* [GIVEN TASK]
Answer with a single number: the count of lines that include the string "table".

* [AVAILABLE DATA]

▼

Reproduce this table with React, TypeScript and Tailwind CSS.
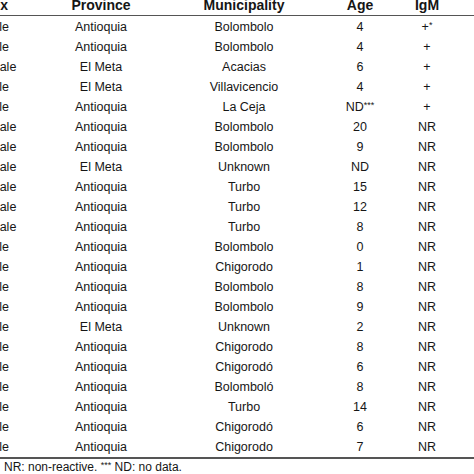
const rows: [string, string, string, string, string][] = [
  ['Male', 'Antioquia', 'Bolombolo', '4', '+*'],
  ['Male', 'Antioquia', 'Bolombolo', '4', '+'],
  ['Female', 'El Meta', 'Acacias', '6', '+'],
  ['Male', 'El Meta', 'Villavicencio', '4', '+'],
  ['Male', 'Antioquia', 'La Ceja', 'ND***', '+'],
  ['Female', 'Antioquia', 'Bolombolo', '20', 'NR'],
  ['Female', 'Antioquia', 'Bolombolo', '9', 'NR'],
  ['Female', 'El Meta', 'Unknown', 'ND', 'NR'],
  ['Female', 'Antioquia', 'Turbo', '15', 'NR'],
  ['Female', 'Antioquia', 'Turbo', '12', 'NR'],
  ['Female', 'Antioquia', 'Turbo', '8', 'NR'],
  ['Male', 'Antioquia', 'Bolombolo', '0', 'NR'],
  ['Male', 'Antioquia', 'Chigorodo', '1', 'NR'],
  ['Male', 'Antioquia', 'Bolombolo', '8', 'NR'],
  ['Male', 'Antioquia', 'Bolombolo', '9', 'NR'],
  ['Male', 'El Meta', 'Unknown', '2', 'NR'],
  ['Male', 'Antioquia', 'Chigorodo', '8', 'NR'],
  ['Male', 'Antioquia', 'Chigorodó', '6', 'NR'],
  ['Male', 'Antioquia', 'Bolomboló', '8', 'NR'],
  ['Male', 'Antioquia', 'Turbo', '14', 'NR'],
  ['Male', 'Antioquia', 'Chigorodó', '6', 'NR'],
  ['Male', 'Antioquia', 'Chigorodo', '7', 'NR'],
];

const cols = 'grid grid-cols-[91px_120px_166px_66px_68px_29px] text-center';

// small raised asterisks used for the table notes
function Mark({ text, footer }: { text: string; footer?: boolean }) {
  return (
    <span
      className={`inline-block text-[9px] leading-none align-top relative ${footer ? 'top-[1px]' : 'top-[4px]'}`}
    >
      {text}
    </span>
  );
}

function Cell({ value }: { value: string }) {
  const m = value.match(/^(.*?)(\*+)$/);
  if (!m) return <span>{value}</span>;
  return (
    <span>
      {m[1]}
      <Mark text={m[2]} />
    </span>
  );
}

export default function App() {
  return (
    <div className="w-[474px] h-[474px] overflow-hidden bg-white text-[#161616] font-['Liberation_Sans',Arial,sans-serif]">
      <div className="-ml-[50px] w-[540px]">
        <div className={`${cols} h-[15.5px] leading-[10px] text-[14px] font-bold border-b-[1.5px] border-[#555]`}>
          <div>Sex</div>
          <div>Province</div>
          <div>Municipality</div>
          <div>Age</div>
          <div>IgM</div>
          <div />
        </div>
        <div className="pt-px border-b-2 border-[#555]">
          {rows.map((r, i) => (
            <div key={i} className={`${cols} h-[20px] leading-[20px] text-[12.5px]`}>
              <div>{r[0]}</div>
              <div>{r[1]}</div>
              <div>{r[2]}</div>
              <div>
                <Cell value={r[3]} />
              </div>
              <div>
                <Cell value={r[4]} />
              </div>
              <div />
            </div>
          ))}
        </div>
      </div>
      <p className="pl-[4px] pt-px text-[12px] leading-[14px]">
        NR: non-reactive. <Mark text="***" footer /> ND: no data.
      </p>
    </div>
  );
}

▲

* [EXPECTED ANSWER]
2